Copy all the data exactly, except the pictures.
▬▬▬▬▬▬
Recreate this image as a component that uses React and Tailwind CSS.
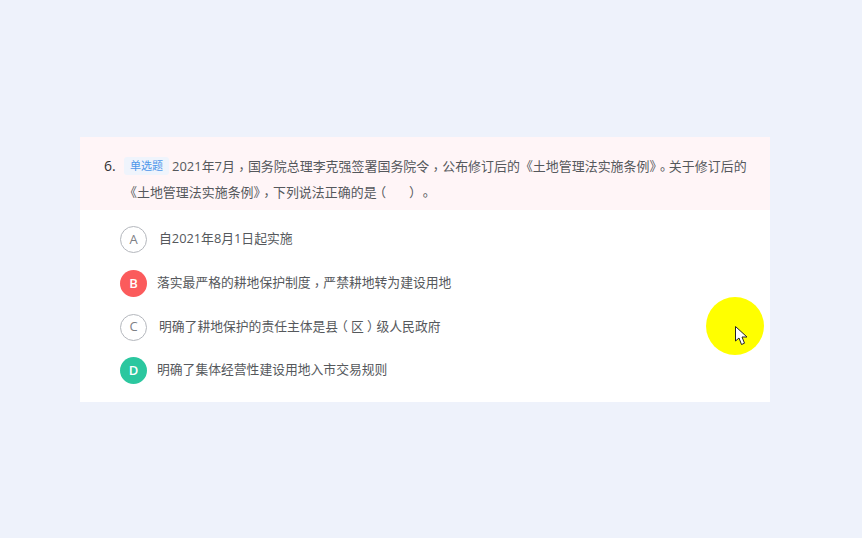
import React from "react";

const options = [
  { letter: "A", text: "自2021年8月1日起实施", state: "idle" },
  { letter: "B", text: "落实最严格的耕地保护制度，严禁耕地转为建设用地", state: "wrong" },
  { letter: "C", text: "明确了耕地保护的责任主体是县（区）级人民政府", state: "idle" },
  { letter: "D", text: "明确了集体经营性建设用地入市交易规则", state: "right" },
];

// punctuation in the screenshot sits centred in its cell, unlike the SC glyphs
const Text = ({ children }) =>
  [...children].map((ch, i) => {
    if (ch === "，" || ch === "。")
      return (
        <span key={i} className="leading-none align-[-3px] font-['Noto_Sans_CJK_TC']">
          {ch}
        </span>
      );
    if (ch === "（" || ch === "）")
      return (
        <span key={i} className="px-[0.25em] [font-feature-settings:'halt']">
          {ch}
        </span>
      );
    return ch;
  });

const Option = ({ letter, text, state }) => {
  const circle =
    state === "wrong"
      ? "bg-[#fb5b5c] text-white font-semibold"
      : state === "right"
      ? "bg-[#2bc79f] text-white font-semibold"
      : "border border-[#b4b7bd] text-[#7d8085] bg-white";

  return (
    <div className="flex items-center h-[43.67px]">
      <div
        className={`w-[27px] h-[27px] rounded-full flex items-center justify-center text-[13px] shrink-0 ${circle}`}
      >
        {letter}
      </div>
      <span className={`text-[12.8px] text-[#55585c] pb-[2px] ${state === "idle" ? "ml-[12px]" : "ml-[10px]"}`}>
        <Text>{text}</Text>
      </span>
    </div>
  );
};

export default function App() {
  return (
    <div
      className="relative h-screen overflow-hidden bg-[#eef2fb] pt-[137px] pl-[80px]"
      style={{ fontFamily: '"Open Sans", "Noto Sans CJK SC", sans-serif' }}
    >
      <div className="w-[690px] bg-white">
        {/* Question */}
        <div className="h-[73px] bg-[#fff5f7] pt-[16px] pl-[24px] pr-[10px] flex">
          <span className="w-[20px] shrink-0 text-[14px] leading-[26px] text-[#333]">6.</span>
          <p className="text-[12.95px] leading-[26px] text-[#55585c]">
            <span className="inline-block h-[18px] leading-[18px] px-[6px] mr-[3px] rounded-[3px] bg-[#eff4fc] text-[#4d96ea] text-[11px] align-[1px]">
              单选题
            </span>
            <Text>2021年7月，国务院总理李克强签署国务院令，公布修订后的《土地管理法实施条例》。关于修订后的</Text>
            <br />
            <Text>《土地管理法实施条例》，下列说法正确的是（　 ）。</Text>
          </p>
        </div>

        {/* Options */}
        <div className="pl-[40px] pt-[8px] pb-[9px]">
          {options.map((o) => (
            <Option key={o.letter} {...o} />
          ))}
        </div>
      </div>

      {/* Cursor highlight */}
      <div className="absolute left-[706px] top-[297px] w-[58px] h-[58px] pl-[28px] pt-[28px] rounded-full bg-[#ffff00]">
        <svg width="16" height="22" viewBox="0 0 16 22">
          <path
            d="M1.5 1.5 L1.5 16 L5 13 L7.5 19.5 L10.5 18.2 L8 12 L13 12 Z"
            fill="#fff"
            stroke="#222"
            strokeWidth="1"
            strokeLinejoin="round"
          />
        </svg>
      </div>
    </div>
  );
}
▬▬▬▬▬▬
Result:
Recreate this image as a component that uses React and Tailwind CSS.
import React from "react";

const options = [
  { letter: "A", text: "自2021年8月1日起实施", state: "idle" },
  { letter: "B", text: "落实最严格的耕地保护制度，严禁耕地转为建设用地", state: "wrong" },
  { letter: "C", text: "明确了耕地保护的责任主体是县（区）级人民政府", state: "idle" },
  { letter: "D", text: "明确了集体经营性建设用地入市交易规则", state: "right" },
];

// punctuation in the screenshot sits centred in its cell, unlike the SC glyphs
const Text = ({ children }) =>
  [...children].map((ch, i) => {
    if (ch === "，" || ch === "。")
      return (
        <span key={i} className="leading-none align-[-3px] font-['Noto_Sans_CJK_TC']">
          {ch}
        </span>
      );
    if (ch === "（" || ch === "）")
      return (
        <span key={i} className="px-[0.25em] [font-feature-settings:'halt']">
          {ch}
        </span>
      );
    return ch;
  });

const Option = ({ letter, text, state }) => {
  const circle =
    state === "wrong"
      ? "bg-[#fb5b5c] text-white font-semibold"
      : state === "right"
      ? "bg-[#2bc79f] text-white font-semibold"
      : "border border-[#b4b7bd] text-[#7d8085] bg-white";

  return (
    <div className="flex items-center h-[43.67px]">
      <div
        className={`w-[27px] h-[27px] rounded-full flex items-center justify-center text-[13px] shrink-0 ${circle}`}
      >
        {letter}
      </div>
      <span className={`text-[12.8px] text-[#55585c] pb-[2px] ${state === "idle" ? "ml-[12px]" : "ml-[10px]"}`}>
        <Text>{text}</Text>
      </span>
    </div>
  );
};

export default function App() {
  return (
    <div
      className="relative h-screen overflow-hidden bg-[#eef2fb] pt-[137px] pl-[80px]"
      style={{ fontFamily: '"Open Sans", "Noto Sans CJK SC", sans-serif' }}
    >
      <div className="w-[690px] bg-white">
        {/* Question */}
        <div className="h-[73px] bg-[#fff5f7] pt-[16px] pl-[24px] pr-[10px] flex">
          <span className="w-[20px] shrink-0 text-[14px] leading-[26px] text-[#333]">6.</span>
          <p className="text-[12.95px] leading-[26px] text-[#55585c]">
            <span className="inline-block h-[18px] leading-[18px] px-[6px] mr-[3px] rounded-[3px] bg-[#eff4fc] text-[#4d96ea] text-[11px] align-[1px]">
              单选题
            </span>
            <Text>2021年7月，国务院总理李克强签署国务院令，公布修订后的《土地管理法实施条例》。关于修订后的</Text>
            <br />
            <Text>《土地管理法实施条例》，下列说法正确的是（　 ）。</Text>
          </p>
        </div>

        {/* Options */}
        <div className="pl-[40px] pt-[8px] pb-[9px]">
          {options.map((o) => (
            <Option key={o.letter} {...o} />
          ))}
        </div>
      </div>

      {/* Cursor highlight */}
      <div className="absolute left-[706px] top-[297px] w-[58px] h-[58px] pl-[28px] pt-[28px] rounded-full bg-[#ffff00]">
        <svg width="16" height="22" viewBox="0 0 16 22">
          <path
            d="M1.5 1.5 L1.5 16 L5 13 L7.5 19.5 L10.5 18.2 L8 12 L13 12 Z"
            fill="#fff"
            stroke="#222"
            strokeWidth="1"
            strokeLinejoin="round"
          />
        </svg>
      </div>
    </div>
  );
}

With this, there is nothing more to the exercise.